Au scalpel et au mortier : par l’intellect d’un côté, par la panse et les nerfs de l’autre. Une « planète du son » divisée à parts égales entre ombre et lumière, machiavélisme et candeur, rock et roll. C’est Santiago qui, accidentellement, inventa ce son extraterrestre. C’est Black Francis qui donna une corpulence, donc une vérité matérielle, aux Pixies. On n’en négligera pas pour autant les mérites respectifs de Kim Deal et David Lovering, paire rythmique tout-terrain, des plus cahoteux aux plus caoutchouteux. Dire que la musique des Pixies reste l’une des plus jouissives et intelligentes de son ? de notre époque suffirait à écourter le débat. Aucune démonstration nécessaire (il n’est qu’à réécouter en boucle l’intégrale de leurs quatre albums et demi) pour justifier qu’on y attache, cinq ans après, un tel prix. La descendance directe souvent médiocre qu’ils ont laissée ? les Breeders, les albums solos de Black Francis/Frank Black ? et les rumeurs toujours contredites d’une reformation auront fini par nous assurer que l’aventure était bel et bien consommée, prête à se laisser coaguler par l’histoire. Ne reste plus alors qu’à mesurer l’impact des Pixies sur la génération des groupes qui leur survécurent, qui les suivirent, ou sur de vieilles carrières qu’ils contribuèrent à faire rebondir. Les témoignages d’allégeance envers les Pixies, nombreux et de tous horizons, confirment le rôle de détonateur joué par le groupe à la jonction des décennies 80 et 90.

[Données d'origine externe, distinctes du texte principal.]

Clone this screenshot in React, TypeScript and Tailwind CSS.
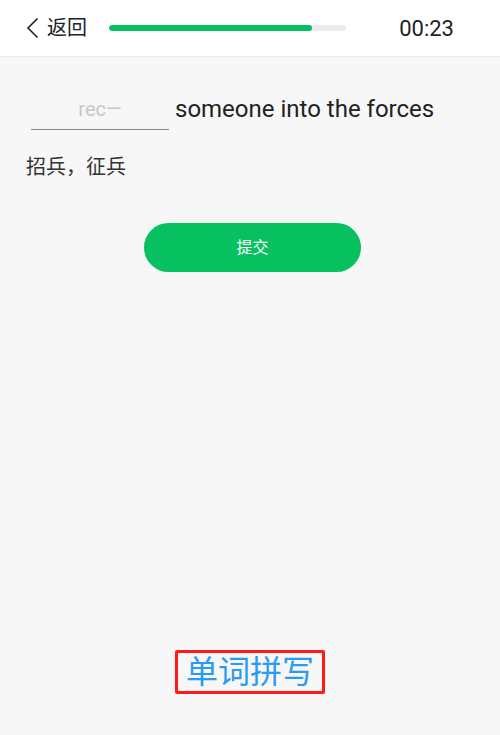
import { useState } from 'react';

const FONT = { fontFamily: 'Roboto, "Noto Sans CJK SC", sans-serif' };

export default function App() {
  const [value, setValue] = useState('');
  const progress = 85.7;

  return (
    <div className="w-[500px] h-[735px] bg-[#f7f7f7] flex flex-col" style={FONT}>
      {/* header */}
      <div className="h-[57px] bg-white border-b border-[#e8eaee] flex items-center pl-[26px] pr-[46px]">
        <button className="flex items-center gap-[7px] text-[20px] text-[#222] leading-none">
          <svg width="14" height="22" viewBox="0 0 14 22" fill="none">
            <path d="M11.5 1.5 L2 11 L11.5 20.5" stroke="#222" strokeWidth="1.6" />
          </svg>
          <span>返回</span>
        </button>
        <div className="ml-[22px] w-[237px] h-[6px] rounded-full bg-[#ebebeb] overflow-hidden">
          <div className="h-full rounded-full bg-[#07c160]" style={{ width: `${progress}%` }} />
        </div>
        <div className="ml-auto text-[22px] text-[#222]">00:23</div>
      </div>

      {/* question */}
      <div className="pt-[34px] px-[26px]">
        <div className="flex items-end">
          <input
            value={value}
            onChange={e => setValue(e.target.value)}
            placeholder="rec—"
            className="ml-[5px] w-[138px] h-[39px] pb-[2px] border-b border-[#8a8a8e] bg-transparent text-center text-[20px] text-[#222] placeholder:text-[#c8c8c8] outline-none"
          />
          <span className="ml-[6px] pb-[9px] text-[24px] text-[#222] leading-none">someone into the forces</span>
        </div>
        <div className="mt-[27px] text-[20px] text-[#333] leading-none">招兵，征兵</div>
      </div>

      <div className="flex justify-center mt-[46px] pl-[5px]">
        <button className="w-[217px] h-[49px] rounded-full bg-[#07c160] text-white text-[16px]">提交</button>
      </div>

      <div className="mt-auto mb-[41px] flex justify-center">
        <div className="border-[3px] border-[#ff1a1a] rounded-[2px] px-[8px] text-[32px] leading-[38px] text-[#2b9af3]">
          单词拼写
        </div>
      </div>
    </div>
  );
}
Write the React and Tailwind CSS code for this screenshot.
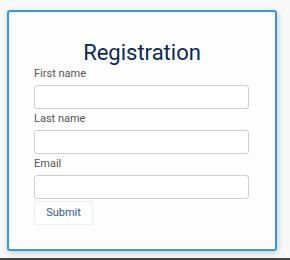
export default function App() {
  const fields = ["First name", "Last name", "Email"];
  return (
    <div className="w-[290px] h-[260px] bg-[#444] font-['Roboto',sans-serif]">
      <div className="h-[258px] bg-[#f8f8f8] pt-[10px] pl-[7px]">
        <div className="w-[270px] h-[241px] bg-[#fdfdfd] border-2 border-[#2e9cd6] rounded-[3px] shadow-[1px_2px_6px_rgba(0,0,0,0.18)] px-[25px] pt-[28px]">
          <h1 className="text-center text-[22px] leading-[26px] text-[#0b2a52]">Registration</h1>
          {fields.map((f) => (
            <div key={f}>
              <label className="block text-[11px] leading-[16px] text-[#555] mb-[3px]">{f}</label>
              <input className="block w-[215px] h-[24px] border border-[#cfcfcf] rounded-[3px] bg-white mb-[2px] outline-none" />
            </div>
          ))}
          <button className="block w-[59px] h-[24px] border border-[#eeeeee] rounded-[2px] bg-white text-[11px] leading-[22px] text-[#1f5c98]">Submit</button>
        </div>
      </div>
    </div>
  );
}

Aucun groupe américain issu de la mouvance hardcore, de Black Flag à Sonic Youth ou Hüsker Dü, n’avait réussi jusqu’à la fin des années 80 à perforer la frontière opaque qui maintenait encore à distance underground et mainstream. On ne mettra pas sur le compte du seul hasard le fait que les Smashing Pumpkins, Nine Inch Nails ou, dans un tout autre genre, Weezer aient crevé le plafond du billboard dès lors que les Pixies, les premiers, avaient abattu la cloison et ouvert la voie.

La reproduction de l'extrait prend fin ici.